__Work required__: The lines below are to be quoted exactly, from the first through the one that contains "customElements.define('cover-banner', CoverBanner)".

[start of Source excerpt]

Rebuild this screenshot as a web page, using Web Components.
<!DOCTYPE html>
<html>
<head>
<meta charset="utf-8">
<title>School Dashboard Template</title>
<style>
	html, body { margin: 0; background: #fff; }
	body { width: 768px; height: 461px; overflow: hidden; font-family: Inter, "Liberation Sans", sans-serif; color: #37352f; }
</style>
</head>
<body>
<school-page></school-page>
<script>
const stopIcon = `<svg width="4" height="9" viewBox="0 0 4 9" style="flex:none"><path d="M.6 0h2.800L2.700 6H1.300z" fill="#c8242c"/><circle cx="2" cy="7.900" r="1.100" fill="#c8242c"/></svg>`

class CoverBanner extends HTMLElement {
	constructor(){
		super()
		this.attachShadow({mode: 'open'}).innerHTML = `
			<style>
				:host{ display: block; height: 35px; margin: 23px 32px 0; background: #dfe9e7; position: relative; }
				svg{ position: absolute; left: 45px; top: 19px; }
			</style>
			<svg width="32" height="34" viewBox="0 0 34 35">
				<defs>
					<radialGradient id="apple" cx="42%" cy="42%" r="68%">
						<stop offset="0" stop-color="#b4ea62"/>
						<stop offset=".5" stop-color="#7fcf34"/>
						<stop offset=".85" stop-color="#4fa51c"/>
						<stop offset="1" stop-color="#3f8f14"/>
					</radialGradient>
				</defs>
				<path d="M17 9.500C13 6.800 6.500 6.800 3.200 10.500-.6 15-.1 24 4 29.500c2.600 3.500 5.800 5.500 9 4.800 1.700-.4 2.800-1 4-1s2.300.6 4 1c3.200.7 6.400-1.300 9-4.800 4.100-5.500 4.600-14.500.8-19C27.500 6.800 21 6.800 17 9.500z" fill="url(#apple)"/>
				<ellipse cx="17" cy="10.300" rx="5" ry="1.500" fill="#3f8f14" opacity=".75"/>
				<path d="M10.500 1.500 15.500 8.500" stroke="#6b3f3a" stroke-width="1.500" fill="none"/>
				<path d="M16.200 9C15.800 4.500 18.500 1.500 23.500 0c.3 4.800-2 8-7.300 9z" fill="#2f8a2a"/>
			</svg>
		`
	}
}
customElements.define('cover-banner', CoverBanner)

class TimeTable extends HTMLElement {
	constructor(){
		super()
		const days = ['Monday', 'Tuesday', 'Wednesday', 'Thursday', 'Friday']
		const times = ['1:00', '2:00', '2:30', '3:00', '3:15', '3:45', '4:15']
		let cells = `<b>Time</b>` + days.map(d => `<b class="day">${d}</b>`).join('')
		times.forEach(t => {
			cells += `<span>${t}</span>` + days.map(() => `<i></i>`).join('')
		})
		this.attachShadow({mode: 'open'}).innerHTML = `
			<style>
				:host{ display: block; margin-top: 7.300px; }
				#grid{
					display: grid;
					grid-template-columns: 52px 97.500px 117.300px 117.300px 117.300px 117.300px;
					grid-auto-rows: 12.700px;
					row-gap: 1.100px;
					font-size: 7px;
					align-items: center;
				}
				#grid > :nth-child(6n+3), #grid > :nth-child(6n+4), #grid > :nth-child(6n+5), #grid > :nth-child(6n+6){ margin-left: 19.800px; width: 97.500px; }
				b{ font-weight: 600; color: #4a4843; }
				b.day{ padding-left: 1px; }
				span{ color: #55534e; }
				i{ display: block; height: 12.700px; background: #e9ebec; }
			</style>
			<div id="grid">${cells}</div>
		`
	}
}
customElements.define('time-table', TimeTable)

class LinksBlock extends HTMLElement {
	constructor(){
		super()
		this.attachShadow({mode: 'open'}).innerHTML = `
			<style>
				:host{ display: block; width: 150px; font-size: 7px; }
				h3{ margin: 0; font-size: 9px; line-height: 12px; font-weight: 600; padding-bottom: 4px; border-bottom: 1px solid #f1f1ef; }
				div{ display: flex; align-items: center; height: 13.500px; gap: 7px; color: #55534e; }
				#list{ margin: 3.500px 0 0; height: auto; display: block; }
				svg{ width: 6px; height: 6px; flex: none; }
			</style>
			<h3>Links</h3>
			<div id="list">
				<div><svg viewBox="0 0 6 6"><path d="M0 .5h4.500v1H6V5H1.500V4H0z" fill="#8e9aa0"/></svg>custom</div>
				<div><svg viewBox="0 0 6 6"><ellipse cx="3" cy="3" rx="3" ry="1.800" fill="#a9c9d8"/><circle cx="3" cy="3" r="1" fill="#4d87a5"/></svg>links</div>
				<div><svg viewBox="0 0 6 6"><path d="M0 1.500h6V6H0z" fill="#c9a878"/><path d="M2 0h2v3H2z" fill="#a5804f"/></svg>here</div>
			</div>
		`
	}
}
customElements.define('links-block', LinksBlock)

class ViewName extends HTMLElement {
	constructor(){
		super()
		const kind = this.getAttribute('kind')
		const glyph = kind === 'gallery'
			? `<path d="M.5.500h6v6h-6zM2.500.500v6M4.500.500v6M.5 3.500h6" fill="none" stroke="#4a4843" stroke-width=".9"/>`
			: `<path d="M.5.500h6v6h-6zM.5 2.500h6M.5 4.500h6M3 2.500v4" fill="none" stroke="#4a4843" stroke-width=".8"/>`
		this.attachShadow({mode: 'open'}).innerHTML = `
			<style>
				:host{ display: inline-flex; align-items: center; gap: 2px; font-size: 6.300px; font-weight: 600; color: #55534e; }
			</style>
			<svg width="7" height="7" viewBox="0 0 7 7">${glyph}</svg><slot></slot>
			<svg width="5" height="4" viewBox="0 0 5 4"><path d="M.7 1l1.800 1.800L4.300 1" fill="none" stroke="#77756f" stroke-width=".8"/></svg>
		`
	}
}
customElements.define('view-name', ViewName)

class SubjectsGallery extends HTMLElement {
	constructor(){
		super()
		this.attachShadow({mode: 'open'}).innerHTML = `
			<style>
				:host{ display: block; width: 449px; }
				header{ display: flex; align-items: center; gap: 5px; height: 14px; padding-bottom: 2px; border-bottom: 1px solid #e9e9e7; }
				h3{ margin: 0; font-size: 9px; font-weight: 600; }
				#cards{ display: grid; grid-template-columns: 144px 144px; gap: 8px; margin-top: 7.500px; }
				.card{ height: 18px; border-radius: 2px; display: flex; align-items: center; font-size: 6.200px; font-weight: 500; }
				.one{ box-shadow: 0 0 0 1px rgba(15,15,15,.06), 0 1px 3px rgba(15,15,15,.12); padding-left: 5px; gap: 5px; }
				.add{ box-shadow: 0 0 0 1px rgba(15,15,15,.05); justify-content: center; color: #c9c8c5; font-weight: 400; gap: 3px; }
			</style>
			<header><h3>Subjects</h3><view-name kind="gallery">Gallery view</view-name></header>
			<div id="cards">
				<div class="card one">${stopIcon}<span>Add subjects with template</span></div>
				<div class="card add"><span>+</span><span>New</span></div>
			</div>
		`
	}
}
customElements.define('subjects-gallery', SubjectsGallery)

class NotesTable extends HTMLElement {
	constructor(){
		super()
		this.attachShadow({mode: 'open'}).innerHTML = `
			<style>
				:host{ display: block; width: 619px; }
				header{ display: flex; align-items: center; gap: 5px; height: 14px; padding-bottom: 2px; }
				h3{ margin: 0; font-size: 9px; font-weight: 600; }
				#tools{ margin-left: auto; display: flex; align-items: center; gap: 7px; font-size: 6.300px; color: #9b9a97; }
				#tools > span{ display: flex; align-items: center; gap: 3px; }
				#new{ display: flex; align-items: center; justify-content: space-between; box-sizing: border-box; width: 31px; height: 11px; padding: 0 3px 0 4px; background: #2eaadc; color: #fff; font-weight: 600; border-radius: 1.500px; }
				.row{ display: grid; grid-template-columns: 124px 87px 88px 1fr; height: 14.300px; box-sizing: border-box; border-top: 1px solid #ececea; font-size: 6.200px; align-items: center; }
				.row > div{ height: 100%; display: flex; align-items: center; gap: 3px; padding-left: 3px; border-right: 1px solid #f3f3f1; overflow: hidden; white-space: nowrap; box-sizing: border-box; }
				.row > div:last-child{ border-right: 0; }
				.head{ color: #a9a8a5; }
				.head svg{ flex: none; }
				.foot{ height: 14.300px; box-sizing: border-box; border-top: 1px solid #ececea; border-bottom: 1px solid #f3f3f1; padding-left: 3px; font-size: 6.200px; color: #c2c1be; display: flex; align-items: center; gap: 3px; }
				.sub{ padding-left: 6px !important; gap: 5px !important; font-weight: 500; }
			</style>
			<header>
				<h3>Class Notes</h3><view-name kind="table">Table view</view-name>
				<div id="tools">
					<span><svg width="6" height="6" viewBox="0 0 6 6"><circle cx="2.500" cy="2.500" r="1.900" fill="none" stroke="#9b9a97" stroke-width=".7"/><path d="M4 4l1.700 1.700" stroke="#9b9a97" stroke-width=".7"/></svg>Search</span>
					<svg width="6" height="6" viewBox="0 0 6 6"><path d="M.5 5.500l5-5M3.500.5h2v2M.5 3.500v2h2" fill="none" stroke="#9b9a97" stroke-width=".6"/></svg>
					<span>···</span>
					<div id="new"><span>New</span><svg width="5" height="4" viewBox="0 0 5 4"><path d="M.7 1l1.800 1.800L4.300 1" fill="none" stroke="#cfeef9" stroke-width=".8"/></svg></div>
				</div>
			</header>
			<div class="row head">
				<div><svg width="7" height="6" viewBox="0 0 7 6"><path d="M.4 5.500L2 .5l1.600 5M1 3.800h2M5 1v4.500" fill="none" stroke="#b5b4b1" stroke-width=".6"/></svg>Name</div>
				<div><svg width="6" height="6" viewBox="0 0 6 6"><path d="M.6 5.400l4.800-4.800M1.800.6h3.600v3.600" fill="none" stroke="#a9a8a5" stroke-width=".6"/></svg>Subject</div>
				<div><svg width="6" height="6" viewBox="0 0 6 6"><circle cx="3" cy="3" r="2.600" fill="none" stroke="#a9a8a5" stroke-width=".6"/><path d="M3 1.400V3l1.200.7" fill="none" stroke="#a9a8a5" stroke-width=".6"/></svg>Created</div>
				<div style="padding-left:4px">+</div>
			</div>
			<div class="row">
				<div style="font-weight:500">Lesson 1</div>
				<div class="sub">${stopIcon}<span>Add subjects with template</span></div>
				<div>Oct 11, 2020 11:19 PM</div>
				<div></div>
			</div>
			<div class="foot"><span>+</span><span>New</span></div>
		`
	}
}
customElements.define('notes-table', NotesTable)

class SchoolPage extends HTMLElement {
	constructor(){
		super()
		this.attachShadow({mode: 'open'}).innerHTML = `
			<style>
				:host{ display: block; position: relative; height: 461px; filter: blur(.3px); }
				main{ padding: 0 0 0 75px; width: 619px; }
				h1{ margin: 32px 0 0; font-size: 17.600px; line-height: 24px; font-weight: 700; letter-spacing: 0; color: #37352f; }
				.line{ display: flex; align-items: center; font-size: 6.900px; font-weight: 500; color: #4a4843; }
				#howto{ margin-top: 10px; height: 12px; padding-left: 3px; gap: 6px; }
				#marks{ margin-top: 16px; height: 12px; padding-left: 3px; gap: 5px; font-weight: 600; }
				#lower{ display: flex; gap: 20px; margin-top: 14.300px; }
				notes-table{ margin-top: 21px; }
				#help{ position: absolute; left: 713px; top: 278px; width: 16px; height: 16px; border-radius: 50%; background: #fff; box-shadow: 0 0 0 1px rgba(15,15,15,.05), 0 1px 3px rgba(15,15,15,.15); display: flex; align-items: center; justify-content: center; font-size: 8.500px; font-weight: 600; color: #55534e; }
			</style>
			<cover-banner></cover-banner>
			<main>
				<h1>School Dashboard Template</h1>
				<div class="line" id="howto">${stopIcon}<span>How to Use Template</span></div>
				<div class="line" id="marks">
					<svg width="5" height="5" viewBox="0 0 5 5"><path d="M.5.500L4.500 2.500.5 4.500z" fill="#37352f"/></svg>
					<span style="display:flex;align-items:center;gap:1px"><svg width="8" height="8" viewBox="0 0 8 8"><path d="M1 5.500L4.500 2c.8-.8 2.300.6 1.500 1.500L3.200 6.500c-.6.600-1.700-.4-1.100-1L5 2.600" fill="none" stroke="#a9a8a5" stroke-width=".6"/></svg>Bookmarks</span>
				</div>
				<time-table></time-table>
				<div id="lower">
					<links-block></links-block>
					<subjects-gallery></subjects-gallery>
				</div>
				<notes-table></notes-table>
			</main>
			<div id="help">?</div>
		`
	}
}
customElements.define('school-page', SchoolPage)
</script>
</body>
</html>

[end of Source excerpt]

__Correct response__:
Rebuild this screenshot as a web page, using Web Components.
<!DOCTYPE html>
<html>
<head>
<meta charset="utf-8">
<title>School Dashboard Template</title>
<style>
	html, body { margin: 0; background: #fff; }
	body { width: 768px; height: 461px; overflow: hidden; font-family: Inter, "Liberation Sans", sans-serif; color: #37352f; }
</style>
</head>
<body>
<school-page></school-page>
<script>
const stopIcon = `<svg width="4" height="9" viewBox="0 0 4 9" style="flex:none"><path d="M.6 0h2.800L2.700 6H1.300z" fill="#c8242c"/><circle cx="2" cy="7.900" r="1.100" fill="#c8242c"/></svg>`

class CoverBanner extends HTMLElement {
	constructor(){
		super()
		this.attachShadow({mode: 'open'}).innerHTML = `
			<style>
				:host{ display: block; height: 35px; margin: 23px 32px 0; background: #dfe9e7; position: relative; }
				svg{ position: absolute; left: 45px; top: 19px; }
			</style>
			<svg width="32" height="34" viewBox="0 0 34 35">
				<defs>
					<radialGradient id="apple" cx="42%" cy="42%" r="68%">
						<stop offset="0" stop-color="#b4ea62"/>
						<stop offset=".5" stop-color="#7fcf34"/>
						<stop offset=".85" stop-color="#4fa51c"/>
						<stop offset="1" stop-color="#3f8f14"/>
					</radialGradient>
				</defs>
				<path d="M17 9.500C13 6.800 6.500 6.800 3.200 10.500-.6 15-.1 24 4 29.500c2.600 3.500 5.800 5.500 9 4.800 1.700-.4 2.800-1 4-1s2.300.6 4 1c3.200.7 6.400-1.300 9-4.800 4.100-5.500 4.600-14.500.8-19C27.500 6.800 21 6.800 17 9.500z" fill="url(#apple)"/>
				<ellipse cx="17" cy="10.300" rx="5" ry="1.500" fill="#3f8f14" opacity=".75"/>
				<path d="M10.500 1.500 15.500 8.500" stroke="#6b3f3a" stroke-width="1.500" fill="none"/>
				<path d="M16.200 9C15.800 4.500 18.500 1.500 23.500 0c.3 4.800-2 8-7.300 9z" fill="#2f8a2a"/>
			</svg>
		`
	}
}
customElements.define('cover-banner', CoverBanner)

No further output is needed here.